══ Data ══
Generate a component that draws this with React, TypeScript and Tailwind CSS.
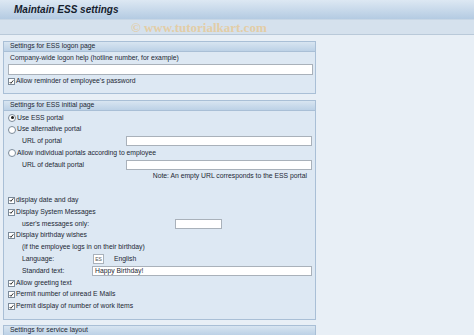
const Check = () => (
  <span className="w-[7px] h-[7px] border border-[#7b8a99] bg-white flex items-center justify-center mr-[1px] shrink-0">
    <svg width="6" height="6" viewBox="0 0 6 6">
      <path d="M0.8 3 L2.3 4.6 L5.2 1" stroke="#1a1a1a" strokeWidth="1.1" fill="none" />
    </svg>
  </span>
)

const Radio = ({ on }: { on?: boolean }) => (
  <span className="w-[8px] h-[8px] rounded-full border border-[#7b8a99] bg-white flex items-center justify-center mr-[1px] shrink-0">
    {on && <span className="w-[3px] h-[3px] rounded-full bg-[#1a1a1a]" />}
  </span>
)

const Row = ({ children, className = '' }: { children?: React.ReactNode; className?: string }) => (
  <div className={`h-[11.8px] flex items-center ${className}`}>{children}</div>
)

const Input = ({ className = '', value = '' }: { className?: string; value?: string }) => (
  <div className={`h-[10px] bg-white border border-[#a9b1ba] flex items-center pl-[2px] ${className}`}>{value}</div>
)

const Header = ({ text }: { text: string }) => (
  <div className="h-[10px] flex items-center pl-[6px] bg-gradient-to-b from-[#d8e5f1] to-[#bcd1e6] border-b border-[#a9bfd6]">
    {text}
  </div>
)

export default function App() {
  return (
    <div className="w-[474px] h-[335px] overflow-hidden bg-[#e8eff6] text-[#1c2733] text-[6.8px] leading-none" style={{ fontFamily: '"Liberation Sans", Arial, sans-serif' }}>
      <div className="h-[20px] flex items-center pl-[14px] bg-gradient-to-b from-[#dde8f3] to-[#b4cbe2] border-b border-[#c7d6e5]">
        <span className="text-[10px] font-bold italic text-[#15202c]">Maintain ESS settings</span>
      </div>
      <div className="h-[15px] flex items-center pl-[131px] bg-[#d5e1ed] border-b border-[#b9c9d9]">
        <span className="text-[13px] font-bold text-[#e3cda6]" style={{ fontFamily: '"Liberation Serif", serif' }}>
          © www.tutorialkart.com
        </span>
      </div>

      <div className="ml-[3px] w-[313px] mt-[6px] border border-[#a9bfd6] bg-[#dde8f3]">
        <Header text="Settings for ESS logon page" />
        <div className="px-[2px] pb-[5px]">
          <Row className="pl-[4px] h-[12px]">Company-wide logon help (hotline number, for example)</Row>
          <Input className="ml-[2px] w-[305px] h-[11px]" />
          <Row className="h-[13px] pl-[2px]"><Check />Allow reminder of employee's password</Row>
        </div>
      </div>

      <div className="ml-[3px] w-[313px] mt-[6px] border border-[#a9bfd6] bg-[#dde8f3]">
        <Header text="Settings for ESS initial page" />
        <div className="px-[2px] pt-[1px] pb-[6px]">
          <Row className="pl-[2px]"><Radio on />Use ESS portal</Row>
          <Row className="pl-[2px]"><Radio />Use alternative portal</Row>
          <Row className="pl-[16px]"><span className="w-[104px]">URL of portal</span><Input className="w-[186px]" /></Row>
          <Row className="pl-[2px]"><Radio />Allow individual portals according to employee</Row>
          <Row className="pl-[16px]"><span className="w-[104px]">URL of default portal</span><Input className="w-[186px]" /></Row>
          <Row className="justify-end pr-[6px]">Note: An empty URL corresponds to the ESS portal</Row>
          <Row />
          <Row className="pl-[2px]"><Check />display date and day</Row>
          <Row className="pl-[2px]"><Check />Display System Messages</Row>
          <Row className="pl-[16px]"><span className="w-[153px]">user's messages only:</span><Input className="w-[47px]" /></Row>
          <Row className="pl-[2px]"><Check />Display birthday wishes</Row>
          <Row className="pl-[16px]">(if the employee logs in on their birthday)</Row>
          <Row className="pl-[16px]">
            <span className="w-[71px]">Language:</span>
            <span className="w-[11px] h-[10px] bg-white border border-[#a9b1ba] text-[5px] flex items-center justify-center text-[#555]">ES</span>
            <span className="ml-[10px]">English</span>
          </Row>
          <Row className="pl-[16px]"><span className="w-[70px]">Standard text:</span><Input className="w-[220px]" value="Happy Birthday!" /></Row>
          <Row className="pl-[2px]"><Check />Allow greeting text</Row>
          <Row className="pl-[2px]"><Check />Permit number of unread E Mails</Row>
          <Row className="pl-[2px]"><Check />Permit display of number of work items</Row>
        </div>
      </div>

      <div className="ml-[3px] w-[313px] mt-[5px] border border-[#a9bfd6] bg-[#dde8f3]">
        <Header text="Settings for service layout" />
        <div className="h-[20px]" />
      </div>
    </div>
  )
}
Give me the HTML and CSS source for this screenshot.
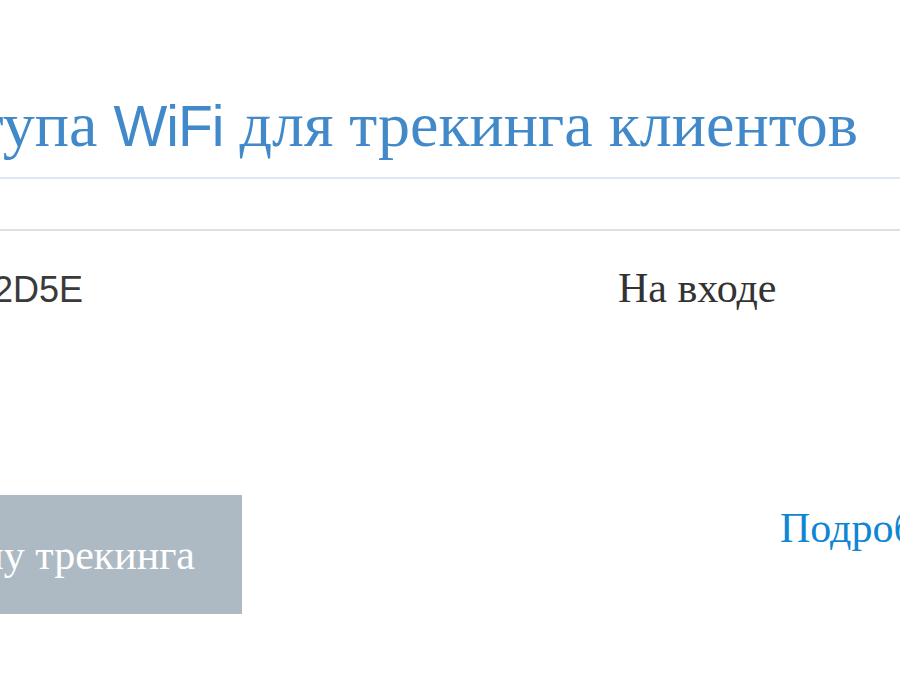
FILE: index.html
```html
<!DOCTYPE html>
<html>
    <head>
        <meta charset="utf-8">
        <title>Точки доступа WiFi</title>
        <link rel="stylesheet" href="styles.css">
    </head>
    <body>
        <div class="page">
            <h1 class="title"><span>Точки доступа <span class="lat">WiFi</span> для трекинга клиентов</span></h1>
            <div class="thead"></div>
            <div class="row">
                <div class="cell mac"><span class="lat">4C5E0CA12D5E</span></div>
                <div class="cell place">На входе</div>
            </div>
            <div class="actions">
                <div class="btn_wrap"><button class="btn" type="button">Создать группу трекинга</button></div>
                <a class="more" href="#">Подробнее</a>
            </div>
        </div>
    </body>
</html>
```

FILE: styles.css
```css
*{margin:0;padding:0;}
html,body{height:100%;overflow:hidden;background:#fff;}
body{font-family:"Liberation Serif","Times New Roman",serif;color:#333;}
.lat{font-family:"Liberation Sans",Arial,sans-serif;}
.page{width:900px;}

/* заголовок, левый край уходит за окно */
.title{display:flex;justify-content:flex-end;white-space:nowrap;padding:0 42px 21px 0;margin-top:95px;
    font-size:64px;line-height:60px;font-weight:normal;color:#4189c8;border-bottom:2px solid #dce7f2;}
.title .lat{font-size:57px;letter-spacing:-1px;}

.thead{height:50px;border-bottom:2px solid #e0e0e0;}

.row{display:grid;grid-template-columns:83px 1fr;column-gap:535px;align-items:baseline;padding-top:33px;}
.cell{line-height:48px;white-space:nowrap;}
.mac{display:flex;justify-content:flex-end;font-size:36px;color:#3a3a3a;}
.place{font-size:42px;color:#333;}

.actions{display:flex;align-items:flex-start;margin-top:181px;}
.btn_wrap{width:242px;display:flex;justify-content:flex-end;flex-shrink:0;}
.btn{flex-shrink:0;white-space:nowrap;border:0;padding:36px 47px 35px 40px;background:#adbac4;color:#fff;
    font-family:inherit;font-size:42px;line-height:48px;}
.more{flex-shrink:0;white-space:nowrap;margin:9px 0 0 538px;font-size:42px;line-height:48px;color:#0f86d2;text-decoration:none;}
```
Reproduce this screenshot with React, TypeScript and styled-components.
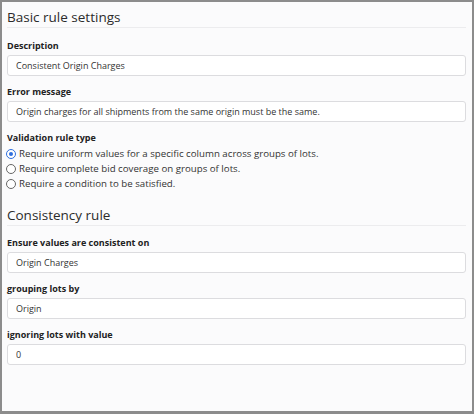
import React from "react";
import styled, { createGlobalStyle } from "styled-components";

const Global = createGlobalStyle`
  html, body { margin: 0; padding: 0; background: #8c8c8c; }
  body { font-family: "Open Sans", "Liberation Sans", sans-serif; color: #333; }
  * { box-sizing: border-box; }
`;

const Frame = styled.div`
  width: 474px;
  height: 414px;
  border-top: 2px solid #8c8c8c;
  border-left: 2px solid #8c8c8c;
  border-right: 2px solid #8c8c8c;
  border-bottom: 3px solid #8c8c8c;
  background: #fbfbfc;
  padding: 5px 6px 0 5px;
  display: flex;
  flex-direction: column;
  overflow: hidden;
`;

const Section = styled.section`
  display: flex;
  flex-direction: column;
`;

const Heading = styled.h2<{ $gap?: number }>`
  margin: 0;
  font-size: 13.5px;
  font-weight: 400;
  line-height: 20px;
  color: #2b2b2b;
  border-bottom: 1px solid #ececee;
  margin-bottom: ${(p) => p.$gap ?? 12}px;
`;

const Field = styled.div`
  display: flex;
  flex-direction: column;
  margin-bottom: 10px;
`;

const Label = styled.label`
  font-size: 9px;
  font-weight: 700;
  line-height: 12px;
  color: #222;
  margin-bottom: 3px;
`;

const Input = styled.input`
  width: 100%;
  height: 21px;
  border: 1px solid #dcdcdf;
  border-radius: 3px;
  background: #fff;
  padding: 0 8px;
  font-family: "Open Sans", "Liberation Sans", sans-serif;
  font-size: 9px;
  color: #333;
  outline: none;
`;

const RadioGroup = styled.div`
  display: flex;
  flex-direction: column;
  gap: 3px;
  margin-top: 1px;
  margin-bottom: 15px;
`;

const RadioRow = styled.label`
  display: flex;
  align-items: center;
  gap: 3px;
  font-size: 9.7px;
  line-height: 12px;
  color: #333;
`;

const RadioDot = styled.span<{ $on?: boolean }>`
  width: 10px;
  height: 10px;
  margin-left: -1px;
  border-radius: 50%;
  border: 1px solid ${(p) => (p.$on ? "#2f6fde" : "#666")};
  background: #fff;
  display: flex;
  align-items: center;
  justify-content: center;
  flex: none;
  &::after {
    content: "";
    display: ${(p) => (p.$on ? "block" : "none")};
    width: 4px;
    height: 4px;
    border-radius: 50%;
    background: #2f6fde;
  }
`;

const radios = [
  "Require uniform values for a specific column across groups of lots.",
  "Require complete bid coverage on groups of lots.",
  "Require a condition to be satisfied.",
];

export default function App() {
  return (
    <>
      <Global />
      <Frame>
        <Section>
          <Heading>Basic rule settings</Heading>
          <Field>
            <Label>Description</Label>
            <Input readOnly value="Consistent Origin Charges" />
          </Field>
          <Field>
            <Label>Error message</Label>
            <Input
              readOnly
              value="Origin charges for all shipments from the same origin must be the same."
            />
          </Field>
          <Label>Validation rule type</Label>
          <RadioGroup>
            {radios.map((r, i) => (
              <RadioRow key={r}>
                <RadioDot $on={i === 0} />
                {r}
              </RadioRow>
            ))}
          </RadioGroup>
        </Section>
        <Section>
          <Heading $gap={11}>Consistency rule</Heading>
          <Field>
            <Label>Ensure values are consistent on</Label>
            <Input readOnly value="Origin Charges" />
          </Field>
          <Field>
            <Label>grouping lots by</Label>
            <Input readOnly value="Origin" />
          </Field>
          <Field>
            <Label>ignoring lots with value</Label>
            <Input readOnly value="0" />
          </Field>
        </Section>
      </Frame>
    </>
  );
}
═══
Copy out every line of the data that includes the word "components".

### Task solution
Reproduce this screenshot with React, TypeScript and styled-components.
import styled, { createGlobalStyle } from "styled-components";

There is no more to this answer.